As a drama student I travelled to London in 1970 to see two Titans of the theatre : Sir John Gielgud and Sir Ralph Richardson in a brand new play that defied clear explanation. The story goes that while playing in David Storey’s Home Richardson was sent a script of a new play for him to consider. Not understanding a word of it, he passed it to Gielgud for his opinion. Gielgud’s response was that Ralph shouldn’t touch it with a barge pole – that play was Waiting For Godot !
I mention this because there are long periods in the first 35-minute scene of this Home revival at Chichester that are strongly reminiscent of the two tramps going nowhere in Beckett’s masterpiece. Harry and Jack sit in the garden of some kind of institution and remember, half-remember and just plain make up stories about friends and relations, while giving away little of their inner lives.
Harry ( Daniel Cerqueira ) may be a heating engineer, separated from his wife and childless; he may have been a dancer or even an actor, and served overseas in the Fusiliers. Jack may or may not be in wholesale jam distribution – the cause of some good laughs – he may or may not have interfered with young boys; he may or may not have been in the Royal Navy; he may have endless relatives to whom have befallen dreadful accidents- again much humour from this.
Storey taunts and teases us about where these characters are – huge grounds and 2000 occupants of the buildings – residents, patients, prisoners or people in rehab – it’s never clear.

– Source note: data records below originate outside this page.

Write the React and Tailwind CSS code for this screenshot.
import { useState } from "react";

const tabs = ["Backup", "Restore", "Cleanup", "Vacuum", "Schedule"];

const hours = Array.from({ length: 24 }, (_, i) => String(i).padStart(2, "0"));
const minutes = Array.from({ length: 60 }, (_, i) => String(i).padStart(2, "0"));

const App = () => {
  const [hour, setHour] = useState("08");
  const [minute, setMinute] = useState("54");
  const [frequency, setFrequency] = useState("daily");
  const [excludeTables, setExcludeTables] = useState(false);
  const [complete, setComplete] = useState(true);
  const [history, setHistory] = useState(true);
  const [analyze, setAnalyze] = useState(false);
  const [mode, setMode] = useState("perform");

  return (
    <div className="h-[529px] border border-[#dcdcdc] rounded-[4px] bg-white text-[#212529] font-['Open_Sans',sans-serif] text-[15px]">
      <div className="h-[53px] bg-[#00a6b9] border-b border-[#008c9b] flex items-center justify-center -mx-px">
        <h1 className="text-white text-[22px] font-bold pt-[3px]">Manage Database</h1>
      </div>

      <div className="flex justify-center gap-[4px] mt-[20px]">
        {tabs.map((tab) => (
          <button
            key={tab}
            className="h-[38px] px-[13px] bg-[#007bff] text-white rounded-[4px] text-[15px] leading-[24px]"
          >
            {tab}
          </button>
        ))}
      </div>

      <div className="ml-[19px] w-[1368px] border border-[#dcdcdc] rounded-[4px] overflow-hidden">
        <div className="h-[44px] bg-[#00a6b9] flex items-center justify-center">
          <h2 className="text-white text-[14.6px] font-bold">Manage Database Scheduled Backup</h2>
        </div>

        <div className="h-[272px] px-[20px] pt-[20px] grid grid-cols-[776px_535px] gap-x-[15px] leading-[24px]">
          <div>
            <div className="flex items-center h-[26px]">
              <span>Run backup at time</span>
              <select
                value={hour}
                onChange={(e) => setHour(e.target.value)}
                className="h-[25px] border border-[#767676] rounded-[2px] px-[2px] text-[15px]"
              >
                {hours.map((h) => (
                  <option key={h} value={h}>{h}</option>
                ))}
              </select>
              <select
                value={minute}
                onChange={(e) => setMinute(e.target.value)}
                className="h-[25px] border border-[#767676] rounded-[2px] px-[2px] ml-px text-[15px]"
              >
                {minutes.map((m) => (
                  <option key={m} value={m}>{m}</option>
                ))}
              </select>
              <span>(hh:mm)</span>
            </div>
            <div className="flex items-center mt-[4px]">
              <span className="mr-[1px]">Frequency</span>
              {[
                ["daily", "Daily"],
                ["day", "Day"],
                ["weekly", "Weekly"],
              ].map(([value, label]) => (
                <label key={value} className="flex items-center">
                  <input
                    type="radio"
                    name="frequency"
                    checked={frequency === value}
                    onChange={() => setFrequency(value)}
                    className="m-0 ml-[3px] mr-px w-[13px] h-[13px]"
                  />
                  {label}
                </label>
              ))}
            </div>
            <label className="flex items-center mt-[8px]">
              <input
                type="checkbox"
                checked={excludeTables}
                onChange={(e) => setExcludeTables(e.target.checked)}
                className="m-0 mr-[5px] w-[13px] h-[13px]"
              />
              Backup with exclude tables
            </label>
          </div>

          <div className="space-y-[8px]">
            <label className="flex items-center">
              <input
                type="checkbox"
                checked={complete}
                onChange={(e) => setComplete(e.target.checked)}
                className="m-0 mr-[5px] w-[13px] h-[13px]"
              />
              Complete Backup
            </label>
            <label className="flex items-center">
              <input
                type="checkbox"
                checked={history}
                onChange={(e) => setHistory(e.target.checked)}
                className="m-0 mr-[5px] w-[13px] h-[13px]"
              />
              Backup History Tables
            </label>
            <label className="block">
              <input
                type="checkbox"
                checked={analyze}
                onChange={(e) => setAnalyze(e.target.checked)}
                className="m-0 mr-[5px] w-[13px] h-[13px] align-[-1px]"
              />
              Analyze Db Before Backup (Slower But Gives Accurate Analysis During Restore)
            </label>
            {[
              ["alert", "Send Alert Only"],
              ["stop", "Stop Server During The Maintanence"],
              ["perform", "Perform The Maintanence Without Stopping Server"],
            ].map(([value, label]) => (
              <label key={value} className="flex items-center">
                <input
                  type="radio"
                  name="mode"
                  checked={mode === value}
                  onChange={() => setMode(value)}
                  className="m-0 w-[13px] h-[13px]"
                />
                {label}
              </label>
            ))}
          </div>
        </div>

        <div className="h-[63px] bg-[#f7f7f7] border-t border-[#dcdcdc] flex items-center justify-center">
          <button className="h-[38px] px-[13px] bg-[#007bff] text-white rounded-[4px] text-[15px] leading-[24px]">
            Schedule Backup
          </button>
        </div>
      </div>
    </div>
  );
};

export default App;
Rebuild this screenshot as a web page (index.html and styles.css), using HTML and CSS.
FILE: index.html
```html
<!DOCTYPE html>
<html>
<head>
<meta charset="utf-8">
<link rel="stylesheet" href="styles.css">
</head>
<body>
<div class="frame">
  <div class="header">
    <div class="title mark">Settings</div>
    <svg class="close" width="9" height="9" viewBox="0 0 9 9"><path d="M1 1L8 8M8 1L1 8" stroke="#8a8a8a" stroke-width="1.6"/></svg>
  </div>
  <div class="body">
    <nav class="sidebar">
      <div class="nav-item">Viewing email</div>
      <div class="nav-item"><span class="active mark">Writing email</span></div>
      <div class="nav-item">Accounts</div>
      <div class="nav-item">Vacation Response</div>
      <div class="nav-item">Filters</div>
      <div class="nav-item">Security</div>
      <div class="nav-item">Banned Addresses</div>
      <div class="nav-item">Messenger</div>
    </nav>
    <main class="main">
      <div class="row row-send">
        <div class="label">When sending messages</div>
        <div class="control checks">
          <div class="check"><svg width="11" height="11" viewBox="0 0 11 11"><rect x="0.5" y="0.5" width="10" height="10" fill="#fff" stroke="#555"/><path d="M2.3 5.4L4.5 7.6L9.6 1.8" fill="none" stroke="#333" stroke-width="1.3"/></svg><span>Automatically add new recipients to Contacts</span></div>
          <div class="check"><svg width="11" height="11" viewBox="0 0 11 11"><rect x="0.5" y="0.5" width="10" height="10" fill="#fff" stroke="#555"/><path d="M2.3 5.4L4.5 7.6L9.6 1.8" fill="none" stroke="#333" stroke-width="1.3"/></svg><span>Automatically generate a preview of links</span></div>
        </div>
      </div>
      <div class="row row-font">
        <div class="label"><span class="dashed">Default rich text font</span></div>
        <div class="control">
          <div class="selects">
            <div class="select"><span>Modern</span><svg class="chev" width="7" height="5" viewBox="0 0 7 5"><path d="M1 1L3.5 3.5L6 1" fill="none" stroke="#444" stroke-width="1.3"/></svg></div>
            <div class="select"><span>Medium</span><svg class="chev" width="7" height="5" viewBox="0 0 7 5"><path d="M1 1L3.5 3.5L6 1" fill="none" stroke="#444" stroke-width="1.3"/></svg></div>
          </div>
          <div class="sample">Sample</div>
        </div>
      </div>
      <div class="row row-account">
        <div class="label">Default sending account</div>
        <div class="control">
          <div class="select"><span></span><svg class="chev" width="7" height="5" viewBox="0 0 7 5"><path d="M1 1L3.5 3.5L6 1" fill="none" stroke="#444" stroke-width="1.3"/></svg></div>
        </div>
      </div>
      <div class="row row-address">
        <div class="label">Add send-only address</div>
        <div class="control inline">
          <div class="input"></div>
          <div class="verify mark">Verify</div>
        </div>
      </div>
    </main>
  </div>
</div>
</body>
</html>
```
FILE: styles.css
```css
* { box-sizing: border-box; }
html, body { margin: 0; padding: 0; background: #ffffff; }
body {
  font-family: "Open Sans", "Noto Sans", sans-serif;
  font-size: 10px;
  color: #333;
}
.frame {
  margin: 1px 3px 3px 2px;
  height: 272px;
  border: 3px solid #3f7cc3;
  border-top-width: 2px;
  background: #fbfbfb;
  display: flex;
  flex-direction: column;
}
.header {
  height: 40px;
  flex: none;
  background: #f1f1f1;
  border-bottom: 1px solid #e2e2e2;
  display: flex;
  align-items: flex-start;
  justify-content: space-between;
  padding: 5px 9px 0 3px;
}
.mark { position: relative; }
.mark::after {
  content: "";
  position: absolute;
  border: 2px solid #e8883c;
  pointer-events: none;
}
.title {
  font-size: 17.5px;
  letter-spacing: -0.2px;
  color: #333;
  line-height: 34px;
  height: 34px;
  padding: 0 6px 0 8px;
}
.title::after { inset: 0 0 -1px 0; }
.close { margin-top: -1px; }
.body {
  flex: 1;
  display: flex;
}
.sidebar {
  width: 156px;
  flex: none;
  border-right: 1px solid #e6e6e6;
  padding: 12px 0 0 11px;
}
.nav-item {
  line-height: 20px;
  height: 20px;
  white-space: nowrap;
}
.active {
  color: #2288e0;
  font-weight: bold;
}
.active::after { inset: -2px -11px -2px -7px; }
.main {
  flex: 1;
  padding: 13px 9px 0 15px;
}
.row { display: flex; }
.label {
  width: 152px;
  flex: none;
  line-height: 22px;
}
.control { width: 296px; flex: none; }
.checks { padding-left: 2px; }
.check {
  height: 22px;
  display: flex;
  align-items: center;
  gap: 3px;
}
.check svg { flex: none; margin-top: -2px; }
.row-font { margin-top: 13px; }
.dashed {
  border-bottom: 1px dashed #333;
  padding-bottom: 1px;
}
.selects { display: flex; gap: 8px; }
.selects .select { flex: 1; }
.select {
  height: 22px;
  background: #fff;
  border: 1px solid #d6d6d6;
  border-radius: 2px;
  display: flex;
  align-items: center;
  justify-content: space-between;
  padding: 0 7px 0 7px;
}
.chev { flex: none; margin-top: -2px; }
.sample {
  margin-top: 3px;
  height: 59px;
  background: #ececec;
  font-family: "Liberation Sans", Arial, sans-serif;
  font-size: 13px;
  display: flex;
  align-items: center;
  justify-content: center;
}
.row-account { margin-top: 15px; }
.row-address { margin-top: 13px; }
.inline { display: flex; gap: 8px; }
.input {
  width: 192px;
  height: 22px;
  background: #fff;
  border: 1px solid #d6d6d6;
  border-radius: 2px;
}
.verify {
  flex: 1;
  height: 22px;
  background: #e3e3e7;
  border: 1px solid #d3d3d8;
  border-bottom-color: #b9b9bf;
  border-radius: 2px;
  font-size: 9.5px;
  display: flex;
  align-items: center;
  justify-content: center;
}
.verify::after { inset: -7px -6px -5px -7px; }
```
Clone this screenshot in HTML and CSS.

Then when you wonder where this is all going, two women make their appearance, followed by a third mysterious man. Where Jack and Harry are posh or faux posh, Marjorie( Dona Croll) and the limping Kathleen ( Hayley Carmichael) are feisty, coarse, bordering on obscene and speak more truth than they realise. Then there’s the mysterious Alfred ( Leon Annor), who specialises in deep breathing and lifting garden chairs high above his head with one hand.
If the ladies’ feelings are explicitly expressed, the men bottle it all up, till each of the three separately burst into tears. It’s a startling occurrence. And Storey’s skill is to make us like all 5 characters, much as we may fail to understand their journey. The lasting sense we have as life goes on in and around the garden is that they are trapped, doomed to repeat themselves and their made-up stories with daily variations. Where Mackay’s light waspish Scottish lilt gets the majority of the laughs, Cerqueira’s performance is more studied, buttoned-up and ultimately sadder.
The great star of the show, directed with pace and humour by Josh Roche, is Sophie Thomas’ brilliant design – a garden of scruffy gravel paths, ferns, wild grass and flowers whose heads have gone to seed. It looks stunning.